WHAT YOU HAVE TO DO
Look through the material and copy each line holding "screenshot".

INPUT DATA
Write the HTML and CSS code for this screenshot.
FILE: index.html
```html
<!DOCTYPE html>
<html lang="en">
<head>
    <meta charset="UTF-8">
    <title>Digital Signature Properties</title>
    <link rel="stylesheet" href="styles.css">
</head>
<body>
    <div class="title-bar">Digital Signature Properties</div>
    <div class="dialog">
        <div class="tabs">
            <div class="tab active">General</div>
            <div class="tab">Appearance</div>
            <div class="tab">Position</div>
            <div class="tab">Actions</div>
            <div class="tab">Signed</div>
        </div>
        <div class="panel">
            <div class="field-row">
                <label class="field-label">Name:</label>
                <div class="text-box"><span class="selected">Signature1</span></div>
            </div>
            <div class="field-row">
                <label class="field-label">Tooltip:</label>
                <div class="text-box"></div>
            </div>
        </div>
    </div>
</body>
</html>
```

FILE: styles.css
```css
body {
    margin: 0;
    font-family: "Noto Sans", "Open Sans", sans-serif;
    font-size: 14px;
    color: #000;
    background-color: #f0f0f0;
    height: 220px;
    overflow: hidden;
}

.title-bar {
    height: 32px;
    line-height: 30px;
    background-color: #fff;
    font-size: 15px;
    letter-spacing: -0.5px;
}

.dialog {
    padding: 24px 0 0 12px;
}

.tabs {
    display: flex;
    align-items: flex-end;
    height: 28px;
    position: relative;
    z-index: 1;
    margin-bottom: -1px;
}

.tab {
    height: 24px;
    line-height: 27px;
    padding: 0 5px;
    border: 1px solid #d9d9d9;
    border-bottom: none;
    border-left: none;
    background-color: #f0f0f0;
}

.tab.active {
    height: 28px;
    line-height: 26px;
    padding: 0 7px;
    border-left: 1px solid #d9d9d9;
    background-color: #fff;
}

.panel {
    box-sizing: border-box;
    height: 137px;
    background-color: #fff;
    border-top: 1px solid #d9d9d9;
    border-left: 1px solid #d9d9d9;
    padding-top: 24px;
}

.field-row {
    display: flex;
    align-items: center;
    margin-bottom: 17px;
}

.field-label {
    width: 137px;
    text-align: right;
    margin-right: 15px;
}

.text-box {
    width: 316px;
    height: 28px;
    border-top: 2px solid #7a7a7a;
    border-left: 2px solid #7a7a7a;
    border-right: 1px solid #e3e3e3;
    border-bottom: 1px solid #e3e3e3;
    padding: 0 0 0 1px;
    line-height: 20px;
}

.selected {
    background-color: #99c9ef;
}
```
==
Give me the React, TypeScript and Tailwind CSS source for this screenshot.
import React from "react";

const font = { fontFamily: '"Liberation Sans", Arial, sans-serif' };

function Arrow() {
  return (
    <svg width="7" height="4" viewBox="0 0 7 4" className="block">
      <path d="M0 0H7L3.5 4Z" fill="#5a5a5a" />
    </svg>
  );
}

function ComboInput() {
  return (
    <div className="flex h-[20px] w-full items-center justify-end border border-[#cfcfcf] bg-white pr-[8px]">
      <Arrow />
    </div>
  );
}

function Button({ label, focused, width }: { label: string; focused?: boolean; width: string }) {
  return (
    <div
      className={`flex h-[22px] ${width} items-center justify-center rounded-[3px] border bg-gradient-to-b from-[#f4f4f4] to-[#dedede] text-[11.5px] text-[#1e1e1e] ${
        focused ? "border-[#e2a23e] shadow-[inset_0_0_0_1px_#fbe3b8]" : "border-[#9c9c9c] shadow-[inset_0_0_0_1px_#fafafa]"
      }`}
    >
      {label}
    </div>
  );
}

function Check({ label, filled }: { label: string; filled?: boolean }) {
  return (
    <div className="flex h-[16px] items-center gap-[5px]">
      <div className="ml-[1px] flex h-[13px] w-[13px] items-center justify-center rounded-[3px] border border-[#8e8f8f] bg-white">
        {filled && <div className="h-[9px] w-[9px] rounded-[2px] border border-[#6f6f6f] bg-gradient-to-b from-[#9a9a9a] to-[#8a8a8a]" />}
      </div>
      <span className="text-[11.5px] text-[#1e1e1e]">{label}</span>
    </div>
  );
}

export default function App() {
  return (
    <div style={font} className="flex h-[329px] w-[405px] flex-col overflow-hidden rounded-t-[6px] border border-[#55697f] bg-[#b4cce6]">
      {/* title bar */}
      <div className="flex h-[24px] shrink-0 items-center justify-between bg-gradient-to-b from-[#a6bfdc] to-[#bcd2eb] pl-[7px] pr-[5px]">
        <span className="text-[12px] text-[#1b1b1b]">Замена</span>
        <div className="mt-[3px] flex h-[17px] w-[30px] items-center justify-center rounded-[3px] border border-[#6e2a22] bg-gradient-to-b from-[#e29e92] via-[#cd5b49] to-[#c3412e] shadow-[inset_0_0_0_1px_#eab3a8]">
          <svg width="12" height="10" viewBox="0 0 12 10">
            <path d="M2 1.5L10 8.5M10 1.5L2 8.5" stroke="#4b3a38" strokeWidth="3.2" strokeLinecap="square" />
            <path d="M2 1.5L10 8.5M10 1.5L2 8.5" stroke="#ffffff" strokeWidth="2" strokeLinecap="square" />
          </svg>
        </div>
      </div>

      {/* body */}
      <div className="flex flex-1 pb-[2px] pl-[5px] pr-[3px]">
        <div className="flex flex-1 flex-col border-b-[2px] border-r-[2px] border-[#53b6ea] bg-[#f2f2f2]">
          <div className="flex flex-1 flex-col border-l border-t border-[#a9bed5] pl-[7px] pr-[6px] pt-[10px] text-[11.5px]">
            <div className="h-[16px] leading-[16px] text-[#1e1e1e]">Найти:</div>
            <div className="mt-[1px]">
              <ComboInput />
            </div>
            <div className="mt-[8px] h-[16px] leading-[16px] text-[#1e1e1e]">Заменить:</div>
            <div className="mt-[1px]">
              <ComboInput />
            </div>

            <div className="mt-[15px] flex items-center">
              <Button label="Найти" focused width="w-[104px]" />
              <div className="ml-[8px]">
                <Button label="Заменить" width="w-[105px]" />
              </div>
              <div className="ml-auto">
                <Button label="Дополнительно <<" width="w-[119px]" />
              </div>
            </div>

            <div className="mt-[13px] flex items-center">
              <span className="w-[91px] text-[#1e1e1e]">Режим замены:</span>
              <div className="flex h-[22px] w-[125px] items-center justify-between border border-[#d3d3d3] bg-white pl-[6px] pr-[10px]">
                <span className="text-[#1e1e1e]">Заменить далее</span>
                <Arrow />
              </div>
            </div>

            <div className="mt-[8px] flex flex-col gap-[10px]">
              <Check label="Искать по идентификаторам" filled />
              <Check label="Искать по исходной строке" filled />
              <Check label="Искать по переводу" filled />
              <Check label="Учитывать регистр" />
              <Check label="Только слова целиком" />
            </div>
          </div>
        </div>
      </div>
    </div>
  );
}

REPLY TO THE EXERCISE
Write the HTML and CSS code for this screenshot.
Give me the React, TypeScript and Tailwind CSS source for this screenshot.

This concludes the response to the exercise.